The First Lady scooted over to the passenger’s seat rather than climbing in the back. “Fine. Take me back to the White House, to the kitchen service entrance. “
He did. She entered the White House unnoticed, and made her way through the unoccupied kitchen and into the hall. Mrs. Roosevelt caught a glimpse of her husband’s valet silently trotting down the corridor. Eleanor hiked up her evening gown and followed, the skirt swishing as she went. Claude Fuji looked over his shoulder and made a “Keep away” motion, which the First Lady ignored. They climbed the stairs and entered the Monroe Room, a sitting room her predecessor Mrs. Lou Hoover had created as a tribute to President James Monroe. Mrs. Roosevelt shut the door.
Claude Fuji was waiting. Without a word, he pressed firmly with his hands in different spots on the moulding of the decorative wood paneling adorning the fireplace. Finally a panel sprung open. He turned, smiled and shook hands with Mrs. First Lady. Mr. Fuji whispered, “Secretary snuck into tunnel. We'll trail her.” He motioned for the First Lady to proceed. She did.
Claude pulled a map and a flashlight from the pocket of his burgundy silk smoking jacket and lit the way through the bowels of the White House down concrete corridors and narrow stairs. The tunnels had been built hundreds of years earlier as part of the first water system for the city that sprang from a swamp.
The First Lady kept tripping on the hem of her gown as she tried to keep up with Mr. Fuji. Every time he stopped to get his bearings, she attempted to catch her breath.

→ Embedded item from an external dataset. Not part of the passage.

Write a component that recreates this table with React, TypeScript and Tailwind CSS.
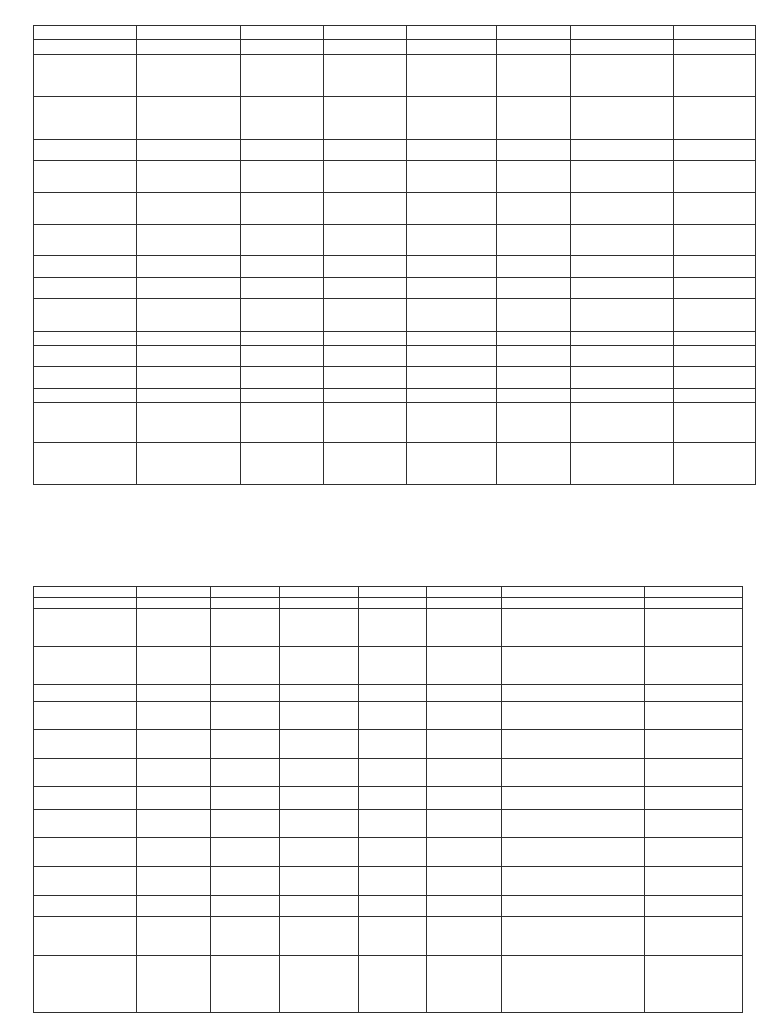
const tableOne = {
  cols: "grid-cols-[102px_103px_82px_82px_89px_73px_102px_81px]",
  rows: "grid-rows-[13px_14px_41px_42px_20px_31px_31px_30px_21px_20px_32px_13px_20px_21px_13px_39px_41px]",
  rowCount: 17,
};

const tableTwo = {
  cols: "grid-cols-[102px_73px_68px_78px_67px_74px_142px_97px]",
  rows: "grid-rows-[10px_10px_37px_37px_16px_27px_28px_27px_22px_27px_28px_28px_20px_38px_56px]",
  rowCount: 15,
};

function BlankTable({ cols, rows, rowCount }: { cols: string; rows: string; rowCount: number }) {
  const cells = Array.from({ length: rowCount * 8 });
  return (
    <div className={`grid w-fit gap-px bg-[#2e2e2e] p-px ${cols} ${rows}`}>
      {cells.map((_, i) => (
        <div key={i} className="bg-white" />
      ))}
    </div>
  );
}

export default function App() {
  return (
    <div className="min-h-[1024px] bg-white pl-[33px] pt-[25px]">
      <BlankTable {...tableOne} />
      <div className="mt-[101px]">
        <BlankTable {...tableTwo} />
      </div>
    </div>
  );
}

Her mouth was so dry.
Something slithered across her feet. She screamed.
He put his hand over her mouth to shush her. “It only rat snake, Missus First Lady. You are fine.”
Eleanor pulled away. She smoothed her hair and said, “Sorry. Let’s proceed.”
They entered the Bureau of Engraving and Printing going straight for the Secret Service Office, which they found empty.
Creeping along the corridors the pair heard voices, then gunshots. Bang. Bang. Bang. Bang. Then the fifth one was louder. Claude and Eleanor ducked into the counting room, behind a pallet of fives. They peered out through the glass wall into a dark hallway. They heard a woman’s shriek and then listened as someone wearing high heels galloped down the terrazzo corridor. Claude peeked out the door. He turned and jumped, grabbing the First Lady. “Three men run in room cross hall.” he whispered.
Eleanor strained to hear the conversation. “Okay Blandings, you may rise from the dead.” A man howled in agony.
“Jeez-us Christmas! Get him to the hospital!“
“Vera, you were supposed to use blanks!“ “I did, Billy Boy. Four.“
He wailed, “Damn you, Vera! Why’d you play husband roulette?“
“The fifth one was for the kissing and your hand in the little hussy’s fur… That was not part of the deal—Your eye! Oh, Billy, I’m so sorry…so sorry. Oh God, what have I done?”
Fuji and the first lady ducked down as five people exited through the hall. One man was being dragged. They disappeared down the corridor in the same direction the woman had fled. Claude and Eleanor waited three long minutes before retracing their footsteps back to the executive mansion.